──────── Excerpted records

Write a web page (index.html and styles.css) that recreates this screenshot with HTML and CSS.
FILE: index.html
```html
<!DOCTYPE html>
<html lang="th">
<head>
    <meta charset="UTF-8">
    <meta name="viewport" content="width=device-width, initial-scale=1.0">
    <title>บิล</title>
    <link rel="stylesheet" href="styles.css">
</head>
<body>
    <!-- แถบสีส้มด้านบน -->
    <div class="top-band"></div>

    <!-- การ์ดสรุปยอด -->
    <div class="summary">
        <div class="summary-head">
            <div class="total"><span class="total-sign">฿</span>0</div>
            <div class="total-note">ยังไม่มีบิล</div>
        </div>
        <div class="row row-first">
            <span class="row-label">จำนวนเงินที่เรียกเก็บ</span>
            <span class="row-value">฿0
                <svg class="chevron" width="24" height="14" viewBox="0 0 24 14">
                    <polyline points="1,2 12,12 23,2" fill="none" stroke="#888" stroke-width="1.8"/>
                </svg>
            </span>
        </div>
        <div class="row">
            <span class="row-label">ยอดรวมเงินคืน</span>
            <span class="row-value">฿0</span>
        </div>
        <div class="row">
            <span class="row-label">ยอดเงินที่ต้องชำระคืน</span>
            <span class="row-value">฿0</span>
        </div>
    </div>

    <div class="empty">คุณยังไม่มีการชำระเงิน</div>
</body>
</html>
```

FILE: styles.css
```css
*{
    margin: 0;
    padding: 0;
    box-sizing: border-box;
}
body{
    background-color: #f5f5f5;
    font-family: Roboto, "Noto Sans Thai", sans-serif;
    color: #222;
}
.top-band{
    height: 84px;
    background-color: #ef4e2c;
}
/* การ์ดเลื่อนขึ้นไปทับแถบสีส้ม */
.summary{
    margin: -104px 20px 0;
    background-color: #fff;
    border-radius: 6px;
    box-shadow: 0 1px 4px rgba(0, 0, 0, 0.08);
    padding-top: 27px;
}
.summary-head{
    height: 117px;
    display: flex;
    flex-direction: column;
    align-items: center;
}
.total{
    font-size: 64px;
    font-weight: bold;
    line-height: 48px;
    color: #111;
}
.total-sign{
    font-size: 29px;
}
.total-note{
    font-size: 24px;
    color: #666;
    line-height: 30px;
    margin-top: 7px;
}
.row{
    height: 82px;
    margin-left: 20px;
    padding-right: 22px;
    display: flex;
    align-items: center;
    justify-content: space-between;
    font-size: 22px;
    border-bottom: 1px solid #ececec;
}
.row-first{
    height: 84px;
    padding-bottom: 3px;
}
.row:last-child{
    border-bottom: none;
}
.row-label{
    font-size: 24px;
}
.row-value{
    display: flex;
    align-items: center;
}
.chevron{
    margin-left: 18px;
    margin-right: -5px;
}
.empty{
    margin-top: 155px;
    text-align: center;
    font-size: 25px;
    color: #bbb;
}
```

────────────────
──────── Excerpted records

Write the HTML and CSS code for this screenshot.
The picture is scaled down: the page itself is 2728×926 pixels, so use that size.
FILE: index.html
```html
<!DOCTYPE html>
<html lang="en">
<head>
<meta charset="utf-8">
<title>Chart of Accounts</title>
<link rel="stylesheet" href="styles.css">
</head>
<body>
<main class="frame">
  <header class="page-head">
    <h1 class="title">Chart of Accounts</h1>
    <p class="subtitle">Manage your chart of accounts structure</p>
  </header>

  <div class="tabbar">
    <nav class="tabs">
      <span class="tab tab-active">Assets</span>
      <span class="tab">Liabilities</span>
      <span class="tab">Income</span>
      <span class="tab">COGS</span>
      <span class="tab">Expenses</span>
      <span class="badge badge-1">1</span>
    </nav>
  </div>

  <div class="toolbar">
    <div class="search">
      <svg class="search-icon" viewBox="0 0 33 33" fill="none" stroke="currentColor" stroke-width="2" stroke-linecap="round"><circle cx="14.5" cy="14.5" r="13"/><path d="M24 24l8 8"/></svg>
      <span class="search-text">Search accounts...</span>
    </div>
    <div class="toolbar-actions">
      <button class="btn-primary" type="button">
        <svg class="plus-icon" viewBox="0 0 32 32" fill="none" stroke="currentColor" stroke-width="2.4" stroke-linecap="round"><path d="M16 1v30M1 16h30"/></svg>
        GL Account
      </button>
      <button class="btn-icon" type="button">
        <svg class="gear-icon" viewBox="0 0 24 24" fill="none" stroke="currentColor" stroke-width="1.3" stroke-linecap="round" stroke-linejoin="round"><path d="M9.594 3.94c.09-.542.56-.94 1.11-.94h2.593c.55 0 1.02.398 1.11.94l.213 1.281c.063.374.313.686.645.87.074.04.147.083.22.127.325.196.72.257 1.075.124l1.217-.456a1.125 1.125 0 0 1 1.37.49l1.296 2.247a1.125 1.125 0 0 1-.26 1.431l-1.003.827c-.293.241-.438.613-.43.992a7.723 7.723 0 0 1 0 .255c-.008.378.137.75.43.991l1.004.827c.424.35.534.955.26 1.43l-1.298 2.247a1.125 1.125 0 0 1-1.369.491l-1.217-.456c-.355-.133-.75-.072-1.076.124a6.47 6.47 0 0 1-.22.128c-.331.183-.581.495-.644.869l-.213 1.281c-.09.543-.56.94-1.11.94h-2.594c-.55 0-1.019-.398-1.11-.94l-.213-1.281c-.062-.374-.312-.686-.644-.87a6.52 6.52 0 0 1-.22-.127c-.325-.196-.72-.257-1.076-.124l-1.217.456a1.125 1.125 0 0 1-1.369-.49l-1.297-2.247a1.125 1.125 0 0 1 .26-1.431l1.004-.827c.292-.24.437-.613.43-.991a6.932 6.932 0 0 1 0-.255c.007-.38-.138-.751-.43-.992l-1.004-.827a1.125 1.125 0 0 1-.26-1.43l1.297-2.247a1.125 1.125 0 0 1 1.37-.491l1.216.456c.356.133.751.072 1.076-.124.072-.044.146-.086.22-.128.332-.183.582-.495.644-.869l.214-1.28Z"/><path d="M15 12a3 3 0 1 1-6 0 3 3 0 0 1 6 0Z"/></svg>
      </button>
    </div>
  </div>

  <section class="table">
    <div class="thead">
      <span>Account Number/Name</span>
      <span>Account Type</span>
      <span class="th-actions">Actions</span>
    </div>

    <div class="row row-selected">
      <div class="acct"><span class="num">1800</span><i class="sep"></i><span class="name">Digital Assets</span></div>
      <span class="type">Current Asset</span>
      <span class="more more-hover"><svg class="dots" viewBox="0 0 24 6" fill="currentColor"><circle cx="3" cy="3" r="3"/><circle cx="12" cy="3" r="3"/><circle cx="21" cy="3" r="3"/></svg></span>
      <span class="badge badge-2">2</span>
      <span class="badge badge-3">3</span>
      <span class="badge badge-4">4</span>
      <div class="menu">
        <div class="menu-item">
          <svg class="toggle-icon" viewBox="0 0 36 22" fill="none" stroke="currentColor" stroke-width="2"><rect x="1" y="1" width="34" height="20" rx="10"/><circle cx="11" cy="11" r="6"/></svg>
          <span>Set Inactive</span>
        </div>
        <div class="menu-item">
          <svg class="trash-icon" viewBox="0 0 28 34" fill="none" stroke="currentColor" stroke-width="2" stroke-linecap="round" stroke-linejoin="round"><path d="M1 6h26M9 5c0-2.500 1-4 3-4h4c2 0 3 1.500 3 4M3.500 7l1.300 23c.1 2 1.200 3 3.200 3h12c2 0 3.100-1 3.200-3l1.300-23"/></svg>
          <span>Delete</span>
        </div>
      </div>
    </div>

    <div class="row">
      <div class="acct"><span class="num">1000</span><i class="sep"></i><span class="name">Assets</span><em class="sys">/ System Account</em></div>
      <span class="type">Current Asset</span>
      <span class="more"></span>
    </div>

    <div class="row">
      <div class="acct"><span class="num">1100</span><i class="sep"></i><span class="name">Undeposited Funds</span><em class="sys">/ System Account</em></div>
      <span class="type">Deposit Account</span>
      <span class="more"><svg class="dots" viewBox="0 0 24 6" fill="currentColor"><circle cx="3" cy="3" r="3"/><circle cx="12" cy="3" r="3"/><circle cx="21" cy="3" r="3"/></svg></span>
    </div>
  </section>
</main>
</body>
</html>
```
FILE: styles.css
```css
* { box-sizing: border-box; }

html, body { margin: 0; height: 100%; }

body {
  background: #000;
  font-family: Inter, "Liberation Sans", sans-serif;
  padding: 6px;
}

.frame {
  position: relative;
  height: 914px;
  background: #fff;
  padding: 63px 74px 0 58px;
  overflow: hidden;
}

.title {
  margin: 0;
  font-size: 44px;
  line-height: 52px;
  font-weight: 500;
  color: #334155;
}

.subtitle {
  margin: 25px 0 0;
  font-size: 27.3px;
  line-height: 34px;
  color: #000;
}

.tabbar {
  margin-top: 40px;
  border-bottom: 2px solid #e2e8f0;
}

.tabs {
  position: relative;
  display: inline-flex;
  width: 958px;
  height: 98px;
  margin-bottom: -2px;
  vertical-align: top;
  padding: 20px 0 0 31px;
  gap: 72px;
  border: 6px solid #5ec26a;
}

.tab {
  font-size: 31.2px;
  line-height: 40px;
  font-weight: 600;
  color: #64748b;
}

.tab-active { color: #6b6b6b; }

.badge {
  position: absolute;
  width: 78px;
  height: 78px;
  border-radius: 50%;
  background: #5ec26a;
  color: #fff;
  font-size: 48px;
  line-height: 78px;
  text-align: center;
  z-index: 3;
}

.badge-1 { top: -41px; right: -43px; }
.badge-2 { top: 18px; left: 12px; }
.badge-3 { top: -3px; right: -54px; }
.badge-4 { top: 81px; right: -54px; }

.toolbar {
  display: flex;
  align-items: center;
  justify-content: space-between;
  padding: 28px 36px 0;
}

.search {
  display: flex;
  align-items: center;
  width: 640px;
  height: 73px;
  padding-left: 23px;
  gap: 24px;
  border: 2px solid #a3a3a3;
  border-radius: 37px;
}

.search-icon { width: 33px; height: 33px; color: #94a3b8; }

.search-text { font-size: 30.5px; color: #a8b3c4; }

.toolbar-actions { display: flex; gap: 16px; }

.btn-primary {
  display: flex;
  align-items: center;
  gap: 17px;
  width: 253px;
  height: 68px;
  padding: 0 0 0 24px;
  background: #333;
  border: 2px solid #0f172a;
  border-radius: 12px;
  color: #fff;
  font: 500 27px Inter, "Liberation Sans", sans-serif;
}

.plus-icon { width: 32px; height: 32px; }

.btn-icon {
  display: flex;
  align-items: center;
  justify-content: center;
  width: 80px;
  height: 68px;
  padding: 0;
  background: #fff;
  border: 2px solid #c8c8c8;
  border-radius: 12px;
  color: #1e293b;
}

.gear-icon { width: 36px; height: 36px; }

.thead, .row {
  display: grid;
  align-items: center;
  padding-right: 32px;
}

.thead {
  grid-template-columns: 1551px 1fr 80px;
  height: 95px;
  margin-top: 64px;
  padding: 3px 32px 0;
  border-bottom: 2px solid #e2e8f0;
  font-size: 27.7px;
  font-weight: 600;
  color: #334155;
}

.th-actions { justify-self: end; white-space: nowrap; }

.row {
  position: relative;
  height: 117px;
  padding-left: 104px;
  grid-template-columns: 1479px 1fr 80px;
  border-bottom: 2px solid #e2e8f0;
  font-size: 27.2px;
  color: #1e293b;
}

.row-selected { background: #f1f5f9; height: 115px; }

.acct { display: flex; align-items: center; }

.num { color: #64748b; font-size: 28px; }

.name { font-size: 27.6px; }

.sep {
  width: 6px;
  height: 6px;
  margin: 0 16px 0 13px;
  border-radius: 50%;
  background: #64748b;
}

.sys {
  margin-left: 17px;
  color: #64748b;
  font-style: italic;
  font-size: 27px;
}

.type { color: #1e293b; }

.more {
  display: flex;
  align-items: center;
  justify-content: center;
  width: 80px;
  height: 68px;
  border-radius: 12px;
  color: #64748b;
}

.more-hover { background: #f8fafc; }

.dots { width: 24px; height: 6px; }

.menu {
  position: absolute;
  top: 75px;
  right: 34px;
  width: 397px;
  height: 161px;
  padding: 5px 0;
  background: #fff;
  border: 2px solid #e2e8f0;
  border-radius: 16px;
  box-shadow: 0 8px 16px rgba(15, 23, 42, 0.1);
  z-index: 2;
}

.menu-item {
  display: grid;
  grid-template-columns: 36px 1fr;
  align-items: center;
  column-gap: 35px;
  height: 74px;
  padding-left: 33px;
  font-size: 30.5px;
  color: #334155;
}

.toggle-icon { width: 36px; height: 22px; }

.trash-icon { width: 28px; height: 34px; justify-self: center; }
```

────────────────

**Written exercise:**
Which lines above contain "screenshot"? Show each of them.

**Output of the task:**
Write a web page (index.html and styles.css) that recreates this screenshot with HTML and CSS.
Write the HTML and CSS code for this screenshot.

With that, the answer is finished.